Web page code records:
————————
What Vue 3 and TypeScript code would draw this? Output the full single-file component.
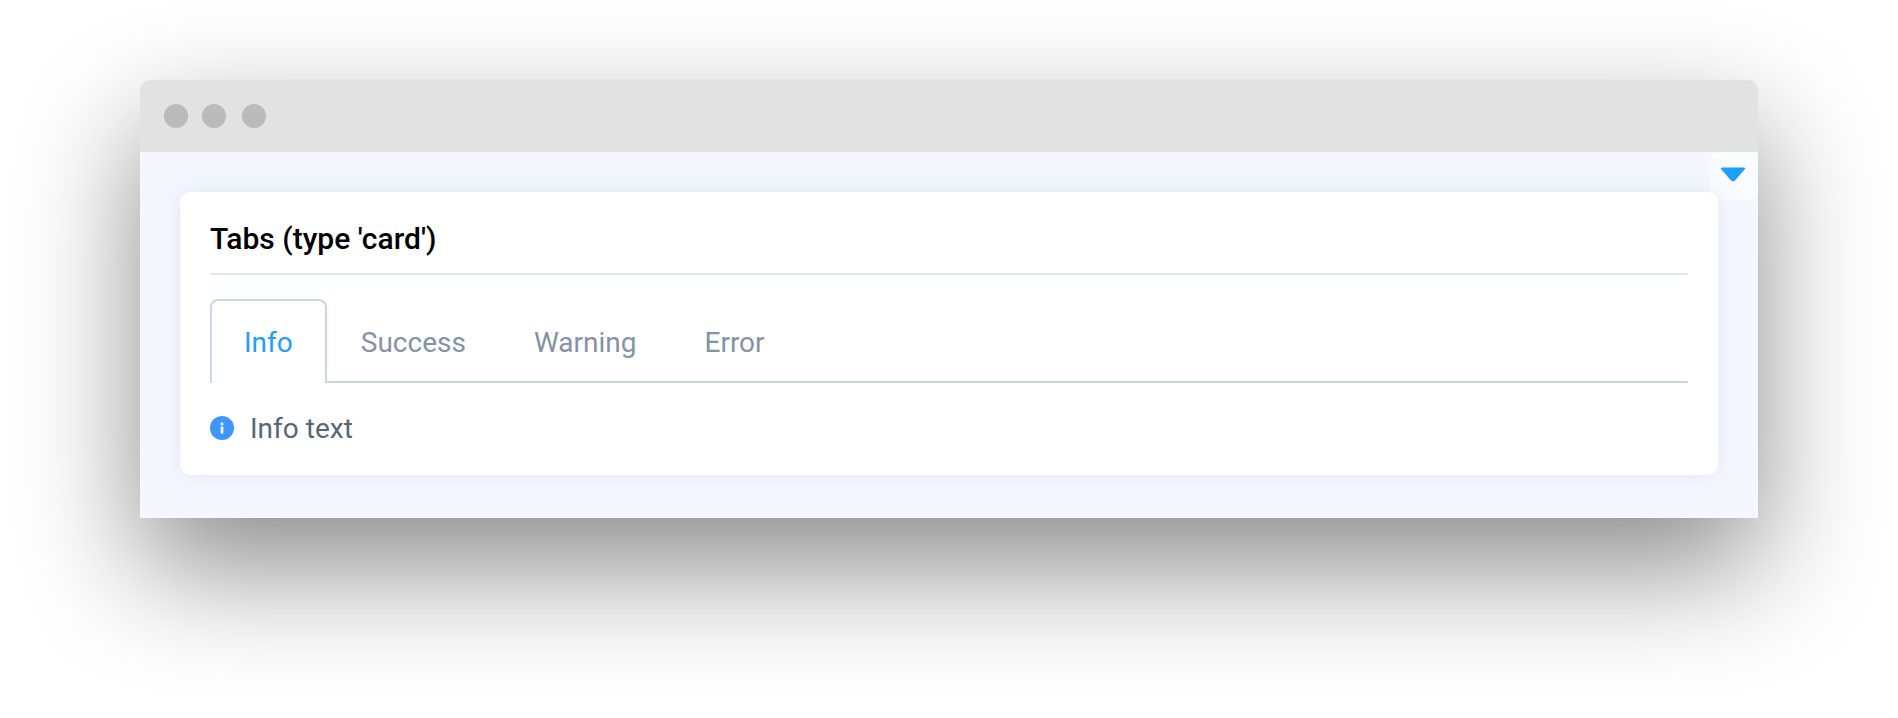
<script setup lang="ts">
const tabs: string[] = ['Info', 'Success', 'Warning', 'Error']
</script>

<template>
  <div class="stage">
    <div class="window">
      <div class="titlebar">
        <span class="dot"></span>
        <span class="dot"></span>
        <span class="dot dot-last"></span>
      </div>
      <div class="content">
        <div class="toggle">
          <svg class="caret" width="26" height="15" viewBox="0 0 26 15">
            <path d="M2 0.5 H24 Q26 0.5 25 2 L15 13.5 Q13 15 11 13.5 L1 2 Q0 0.5 2 0.5 Z" fill="#1e9fff" />
          </svg>
        </div>
        <section class="card">
          <h2 class="card-title">Tabs (type 'card')</h2>
          <div class="tabs">
            <div
              v-for="(tab, i) in tabs"
              :key="tab"
              class="tab"
              :class="{ active: i === 0 }"
            >{{ tab }}</div>
          </div>
          <div class="panel">
            <svg class="info-icon" width="24" height="24" viewBox="0 0 24 24">
              <circle cx="12" cy="12" r="12" fill="#3f95ff" />
              <rect x="10.7" y="10.4" width="2.6" height="7" rx="0.4" fill="#fff" />
              <rect x="10.7" y="6.6" width="2.6" height="2.6" rx="0.4" fill="#fff" />
            </svg>
            <span class="panel-text">Info text</span>
          </div>
        </section>
      </div>
    </div>
  </div>
</template>

<style>
html, body { background: #fff; overflow: hidden; }
</style>

<style scoped>
.stage {
  width: 1898px;
  height: 718px;
  box-sizing: border-box;
  padding: 80px 140px 0;
  background: #fff;
  font-family: Roboto, "Noto Sans", sans-serif;
}
.window {
  width: 1618px;
  height: 438px;
  display: flex;
  flex-direction: column;
  border-radius: 10px 10px 0 0;
  box-shadow: 0 50px 120px rgba(0, 0, 0, 0.46);
  overflow: hidden;
}
.titlebar {
  height: 72px;
  flex: none;
  display: flex;
  align-items: center;
  padding-left: 24px;
  background: #e2e2e2;
}
.dot {
  width: 24px;
  height: 24px;
  margin-right: 14px;
  border-radius: 50%;
  background: #bbbbbb;
}
.dot-last { margin-left: 2px; margin-right: 0; }
.content {
  position: relative;
  flex: 1;
  padding: 40px;
  background: #f4f7fe;
}
.toggle {
  position: absolute;
  top: 0;
  right: 0;
  width: 48px;
  height: 48px;
  display: flex;
  justify-content: center;
  padding-top: 15px;
  box-sizing: border-box;
  background: #f9fbff;
  border-radius: 8px;
}
.caret { display: block; margin-left: -2px; }
.card {
  position: relative;
  height: 283px;
  box-sizing: border-box;
  padding: 0 30px;
  background: #fff;
  border-radius: 10px;
  box-shadow: 0 0 20px rgba(100, 120, 180, 0.13);
}
.card-title {
  margin: 0;
  height: 83px;
  box-sizing: border-box;
  padding-top: 29px;
  font-size: 30px;
  line-height: 36px;
  font-weight: 500;
  color: #000;
  border-bottom: 2px solid #e1e6ed;
}
.tabs {
  display: flex;
  height: 84px;
  margin-top: 24px;
  box-sizing: border-box;
  border-bottom: 2px solid #ccd7e4;
}
.tab {
  height: 84px;
  box-sizing: border-box;
  padding: 0 34px;
  font-size: 28px;
  line-height: 88px;
  color: #8492a6;
}
.tab:first-child { padding-left: 0; }
.tab.active {
  padding: 0 32px;
  color: #1e9fff;
  background: #fff;
  border: 2px solid #ccd7e4;
  border-bottom: 0;
  border-radius: 8px 8px 0 0;
  line-height: 84px;
}
.panel {
  display: flex;
  align-items: center;
  margin-top: 28px;
}
.info-icon { display: block; flex: none; margin-top: -2px; }
.panel-text {
  margin-left: 16px;
  font-size: 28px;
  line-height: 36px;
  color: #566777;
}
</style>
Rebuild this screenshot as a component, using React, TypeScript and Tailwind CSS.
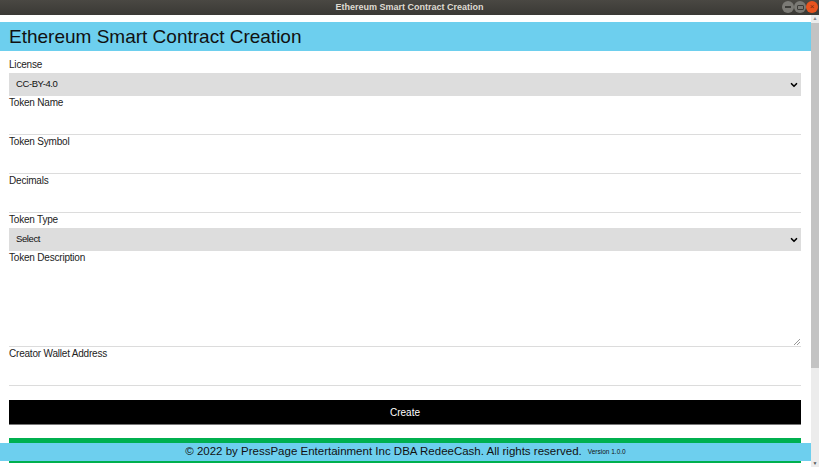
import { ChevronDown } from "lucide-react";

const labelCls = "block h-[13px] text-[10px] leading-[13px] tracking-[-0.2px] text-[#222]";

function Field({ label, children }: { label: string; children: React.ReactNode }) {
  return (
    <div>
      <label className={labelCls}>{label}</label>
      {children}
    </div>
  );
}

function SelectBox({ value }: { value: string }) {
  return (
    <div className="mt-[2px] flex h-[23px] items-center justify-between bg-[#dddddd] pl-[7px] pr-[2px] text-[9.5px] tracking-[-0.4px] text-[#111]">
      <span>{value}</span>
      <ChevronDown className="h-[10px] w-[10px] text-black" strokeWidth={4} />
    </div>
  );
}

function TextLine() {
  return <div className="h-[26px] border-b border-[#dcdcdc]" />;
}

export default function App() {
  return (
    <div className="flex h-[467px] w-[819px] flex-col overflow-hidden bg-white font-['Liberation_Sans',Arial,sans-serif]">
      {/* window title bar */}
      <div className="relative flex h-[15px] items-center justify-center bg-gradient-to-b from-[#4a4843] to-[#3a3935]">
        <span className="text-[9px] font-bold text-[#dfdbd2]">Ethereum Smart Contract Creation</span>
        <div className="absolute right-[1px] top-[1px] flex gap-[0px]">
          <span className="flex h-[12px] w-[12px] items-center justify-center rounded-full bg-[#7b7a75]">
            <span className="h-[2px] w-[6px] bg-[#3d3c38]" />
          </span>
          <span className="flex h-[12px] w-[12px] items-center justify-center rounded-full bg-[#7b7a75]">
            <span className="h-[5px] w-[7px] rounded-[1px] border border-[#3d3c38]" />
          </span>
          <span className="flex h-[12px] w-[12px] items-center justify-center rounded-full bg-[#e9541f] text-[8px] leading-none text-[#7a2a0c]">
            ×
          </span>
        </div>
      </div>

      <div className="flex min-h-0 flex-1">
        <div className="relative w-[811px]">
          <div className="pt-[7px]">
            <h1 className="flex h-[29px] items-center bg-[#6dcfee] pl-[9px] text-[19px] leading-none text-[#111]">
              Ethereum Smart Contract Creation
            </h1>
          </div>

          <div className="pl-[9px] pr-[10px] pt-[7px]">
            <Field label="License">
              <SelectBox value="CC-BY-4.0" />
            </Field>
            <Field label="Token Name">
              <TextLine />
            </Field>
            <Field label="Token Symbol">
              <TextLine />
            </Field>
            <Field label="Decimals">
              <TextLine />
            </Field>
            <Field label="Token Type">
              <SelectBox value="Select" />
            </Field>
            <Field label="Token Description">
              <div className="relative h-[83px] border-b border-[#dcdcdc]">
                <svg className="absolute bottom-[1px] right-[1px]" width="6" height="6" viewBox="0 0 6 6">
                  <path d="M6 0 L0 6 M6 3 L3 6" stroke="#999" strokeWidth="1" />
                </svg>
              </div>
            </Field>
            <Field label="Creator Wallet Address">
              <TextLine />
            </Field>

            <button className="mt-[14px] flex h-[25px] w-full items-center justify-center border-b border-[#777] bg-black text-[10px] text-white">
              Create
            </button>

            <div className="mt-[13px] h-[25px] bg-[#00b04f]" />
          </div>

          <div className="absolute bottom-[6px] left-0 flex h-[18px] w-[811px] items-center justify-center bg-[#6dcfee] text-[11.5px] text-[#111]">
            <span>© 2022 by PressPage Entertainment Inc DBA RedeeCash. All rights reserved.</span>
            <span className="ml-[6px] text-[6.5px]">Version 1.0.0</span>
          </div>
        </div>

        {/* scrollbar */}
        <div className="flex w-[8px] flex-col bg-[#ececec]">
          <div className="flex h-[8px] items-center justify-center text-[5px] text-[#888]">▲</div>
          <div className="h-[345px] bg-[#c3c3c3]" />
          <div className="flex-1" />
          <div className="flex h-[7px] items-center justify-center text-[5px] text-[#555]">▼</div>
        </div>
      </div>
    </div>
  );
}
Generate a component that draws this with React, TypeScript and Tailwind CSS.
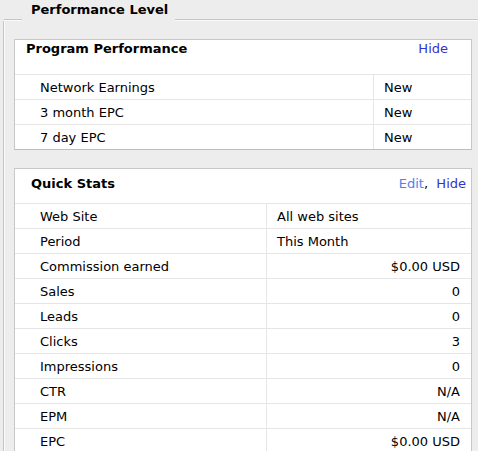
import React from "react";

const font = { fontFamily: '"DejaVu Sans", Verdana, sans-serif' };

function Row({ label, value, right, sep }: { label: string; value: string; right?: boolean; sep: string }) {
  return (
    <div className="flex h-[25px] items-center border-t border-[#e6e6e6]">
      <div className={`${sep} h-full flex items-center pt-[1px] pl-[25px] border-r border-[#e6e6e6] shrink-0`}>{label}</div>
      <div className={`flex-1 h-full flex items-center pt-[1px] ${right ? "justify-end pr-[11px]" : "pl-[10px]"}`}>{value}</div>
    </div>
  );
}

export default function App() {
  const quick: [string, string, boolean][] = [
    ["Web Site", "All web sites", false],
    ["Period", "This Month", false],
    ["Commission earned", "$0.00 USD", true],
    ["Sales", "0", true],
    ["Leads", "0", true],
    ["Clicks", "3", true],
    ["Impressions", "0", true],
    ["CTR", "N/A", true],
    ["EPM", "N/A", true],
    ["EPC", "$0.00 USD", true],
  ];
  return (
    <div className="w-[478px] h-[451px] overflow-hidden bg-[#ededed] text-[13px] text-black" style={font}>
      <div className="flex items-end h-[21px] pl-[4px]">
        <div className="w-[18px] h-[2px] border-t border-[#c4c4c4] shadow-[inset_0_1px_0_#fafafa]" />
        <div className="w-[153px] pl-[9px] font-bold leading-[16px] pb-[3px]">Performance Level</div>
        <div className="flex-1 h-[2px] border-t border-[#c4c4c4] shadow-[inset_0_1px_0_#fafafa]" />
      </div>
      <div className="ml-[3px] w-[520px] border-l border-[#c4c4c4] pl-[10px] pt-[18px] shadow-[inset_1px_0_0_#fafafa]">
        <div className="w-[458px] bg-white border border-[#c8c8c8] border-b-[#bdbdbd]">
          <div className="h-[34px] flex items-start justify-between pl-[11px] pr-[23px] pt-[1px] leading-[16px]">
            <span className="font-bold">Program Performance</span>
            <span className="text-[#3434c8]">Hide</span>
          </div>
          <Row label="Network Earnings" value="New" sep="w-[359px]" />
          <Row label="3 month EPC" value="New" sep="w-[359px]" />
          <Row label="7 day EPC" value="New" sep="w-[359px]" />
        </div>
        <div className="mt-[18px] w-[458px] bg-white border border-[#c8c8c8]">
          <div className="h-[34px] flex items-start justify-between pl-[16px] pr-[5px] pt-[7px] leading-[16px]">
            <span className="font-bold">Quick Stats</span>
            <span>
              <span className="text-[#4a86ea]">Edit</span>
              <span>,&nbsp;&nbsp;</span>
              <span className="text-[#3434c8]">Hide</span>
            </span>
          </div>
          {quick.map(([l, v, r]) => (
            <Row key={l} label={l} value={v} right={r} sep="w-[252px]" />
          ))}
        </div>
      </div>
    </div>
  );
}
————————
In the entries above, find lines with "component" and copy each.

▸ ANSWER:
What Vue 3 and TypeScript code would draw this? Output the full single-file component.
Rebuild this screenshot as a component, using React, TypeScript and Tailwind CSS.
Generate a component that draws this with React, TypeScript and Tailwind CSS.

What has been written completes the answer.